───── Information shown ─────

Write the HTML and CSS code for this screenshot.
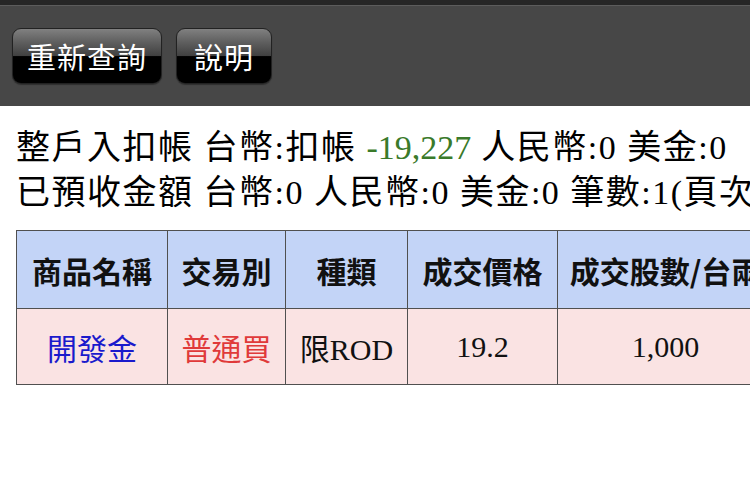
FILE: index.html
```html
<!DOCTYPE html>
<html lang="zh-Hant">
<head>
<meta charset="utf-8">
<title>成交回報</title>
<link rel="stylesheet" href="styles.css">
</head>
<body>
<div class="page">
  <header class="toolbar">
    <button class="btn btn-query">重新查詢</button>
    <button class="btn btn-help">說明</button>
  </header>
  <main class="content">
    <div class="summary">
      <div class="line">整戶入扣帳 台幣:扣帳 <span class="neg">-19,227</span> 人民幣:0 美金:0</div>
      <div class="line">已預收金額 台幣:0 人民幣:0 美金:0 筆數:1(頁次:1/1)</div>
    </div>
    <table class="grid">
      <colgroup>
        <col class="c1">
        <col class="c2">
        <col class="c3">
        <col class="c4">
        <col class="c5">
      </colgroup>
      <thead>
        <tr>
          <th>商品名稱</th>
          <th>交易別</th>
          <th>種類</th>
          <th>成交價格</th>
          <th>成交股數/台兩</th>
        </tr>
      </thead>
      <tbody>
        <tr>
          <td class="name">開發金</td>
          <td class="buy">普通買</td>
          <td>限ROD</td>
          <td>19.2</td>
          <td>1,000</td>
        </tr>
      </tbody>
    </table>
  </main>
</div>
</body>
</html>
```

FILE: styles.css
```css
html, body {
  margin: 0;
  padding: 0;
  background: #ffffff;
  overflow: hidden;
}

.page {
  width: 750px;
  height: 489px;
  overflow: hidden;
}

.toolbar {
  display: flex;
  gap: 14px;
  height: 56px;
  padding: 23px 12px 22px 12px;
  border-top: 5px solid #262626;
  background: #474747;
  box-shadow: inset 0 1px 0 #5c5c5c;
}

.btn {
  box-sizing: border-box;
  height: 56px;
  padding: 0;
  border: 1px solid #222222;
  border-radius: 9px;
  background: linear-gradient(to bottom, #808080 0%, #5e5e5e 25%, #404040 50%, #000000 51%, #000000 100%);
  color: #ffffff;
  font-family: "Noto Sans CJK TC", "Noto Sans", sans-serif;
  font-size: 29px;
  letter-spacing: 1px;
  line-height: 54px;
  white-space: nowrap;
  text-align: center;
  box-shadow: 0 1px 1px rgba(0, 0, 0, 0.35);
}

.btn-query {
  width: 150px;
}

.btn-help {
  width: 96px;
}

.content {
  width: 900px;
  padding: 0 0 0 16px;
}

.summary {
  padding-top: 19px;
  margin-bottom: 15px;
  font-family: "Liberation Serif", "Noto Sans CJK TC", serif;
  font-size: 34px;
  line-height: 45px;
  color: #000000;
  white-space: nowrap;
  letter-spacing: 1.5px;
}

.neg {
  color: #3a7a2a;
  letter-spacing: 0;
}

.grid {
  table-layout: fixed;
  width: 757px;
  border-collapse: collapse;
  border: 1px solid #444444;
  white-space: nowrap;
}

.c1 { width: 151px; }
.c2 { width: 118px; }
.c3 { width: 122px; }
.c4 { width: 150px; }
.c5 { width: 216px; }

.grid th, .grid td {
  border: 1px solid #505050;
  text-align: center;
  padding: 0 10px;
  overflow: hidden;
}

.grid th {
  height: 77px;
  background: #c3d4f7;
  font-family: "Noto Sans CJK TC", "Noto Sans", sans-serif;
  font-weight: 700;
  font-size: 30px;
  color: #111111;
}

.grid td {
  height: 75px;
  background: #fae3e3;
  font-family: "Liberation Serif", "Noto Sans CJK TC", serif;
  font-size: 30px;
  color: #111111;
}

.grid td.name {
  font-family: "Noto Sans CJK TC", sans-serif;
  color: #1a1acc;
}

.grid td.buy {
  font-family: "Noto Sans CJK TC", sans-serif;
  color: #e03a3a;
}
```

─────

* Problem details
Return the whole listing, word for word, and leave out every picture.

* The answer
Write the HTML and CSS code for this screenshot.
FILE: index.html
```html
<!DOCTYPE html>
<html lang="zh-Hant">
<head>
<meta charset="utf-8">
<title>成交回報</title>
<link rel="stylesheet" href="styles.css">
</head>
<body>
<div class="page">
  <header class="toolbar">
    <button class="btn btn-query">重新查詢</button>
    <button class="btn btn-help">說明</button>
  </header>
  <main class="content">
    <div class="summary">
      <div class="line">整戶入扣帳 台幣:扣帳 <span class="neg">-19,227</span> 人民幣:0 美金:0</div>
      <div class="line">已預收金額 台幣:0 人民幣:0 美金:0 筆數:1(頁次:1/1)</div>
    </div>
    <table class="grid">
      <colgroup>
        <col class="c1">
        <col class="c2">
        <col class="c3">
        <col class="c4">
        <col class="c5">
      </colgroup>
      <thead>
        <tr>
          <th>商品名稱</th>
          <th>交易別</th>
          <th>種類</th>
          <th>成交價格</th>
          <th>成交股數/台兩</th>
        </tr>
      </thead>
      <tbody>
        <tr>
          <td class="name">開發金</td>
          <td class="buy">普通買</td>
          <td>限ROD</td>
          <td>19.2</td>
          <td>1,000</td>
        </tr>
      </tbody>
    </table>
  </main>
</div>
</body>
</html>
```

FILE: styles.css
```css
html, body {
  margin: 0;
  padding: 0;
  background: #ffffff;
  overflow: hidden;
}

.page {
  width: 750px;
  height: 489px;
  overflow: hidden;
}

.toolbar {
  display: flex;
  gap: 14px;
  height: 56px;
  padding: 23px 12px 22px 12px;
  border-top: 5px solid #262626;
  background: #474747;
  box-shadow: inset 0 1px 0 #5c5c5c;
}

.btn {
  box-sizing: border-box;
  height: 56px;
  padding: 0;
  border: 1px solid #222222;
  border-radius: 9px;
  background: linear-gradient(to bottom, #808080 0%, #5e5e5e 25%, #404040 50%, #000000 51%, #000000 100%);
  color: #ffffff;
  font-family: "Noto Sans CJK TC", "Noto Sans", sans-serif;
  font-size: 29px;
  letter-spacing: 1px;
  line-height: 54px;
  white-space: nowrap;
  text-align: center;
  box-shadow: 0 1px 1px rgba(0, 0, 0, 0.35);
}

.btn-query {
  width: 150px;
}

.btn-help {
  width: 96px;
}

.content {
  width: 900px;
  padding: 0 0 0 16px;
}

.summary {
  padding-top: 19px;
  margin-bottom: 15px;
  font-family: "Liberation Serif", "Noto Sans CJK TC", serif;
  font-size: 34px;
  line-height: 45px;
  color: #000000;
  white-space: nowrap;
  letter-spacing: 1.5px;
}

.neg {
  color: #3a7a2a;
  letter-spacing: 0;
}

.grid {
  table-layout: fixed;
  width: 757px;
  border-collapse: collapse;
  border: 1px solid #444444;
  white-space: nowrap;
}

.c1 { width: 151px; }
.c2 { width: 118px; }
.c3 { width: 122px; }
.c4 { width: 150px; }
.c5 { width: 216px; }

.grid th, .grid td {
  border: 1px solid #505050;
  text-align: center;
  padding: 0 10px;
  overflow: hidden;
}

.grid th {
  height: 77px;
  background: #c3d4f7;
  font-family: "Noto Sans CJK TC", "Noto Sans", sans-serif;
  font-weight: 700;
  font-size: 30px;
  color: #111111;
}

.grid td {
  height: 75px;
  background: #fae3e3;
  font-family: "Liberation Serif", "Noto Sans CJK TC", serif;
  font-size: 30px;
  color: #111111;
}

.grid td.name {
  font-family: "Noto Sans CJK TC", sans-serif;
  color: #1a1acc;
}

.grid td.buy {
  font-family: "Noto Sans CJK TC", sans-serif;
  color: #e03a3a;
}
```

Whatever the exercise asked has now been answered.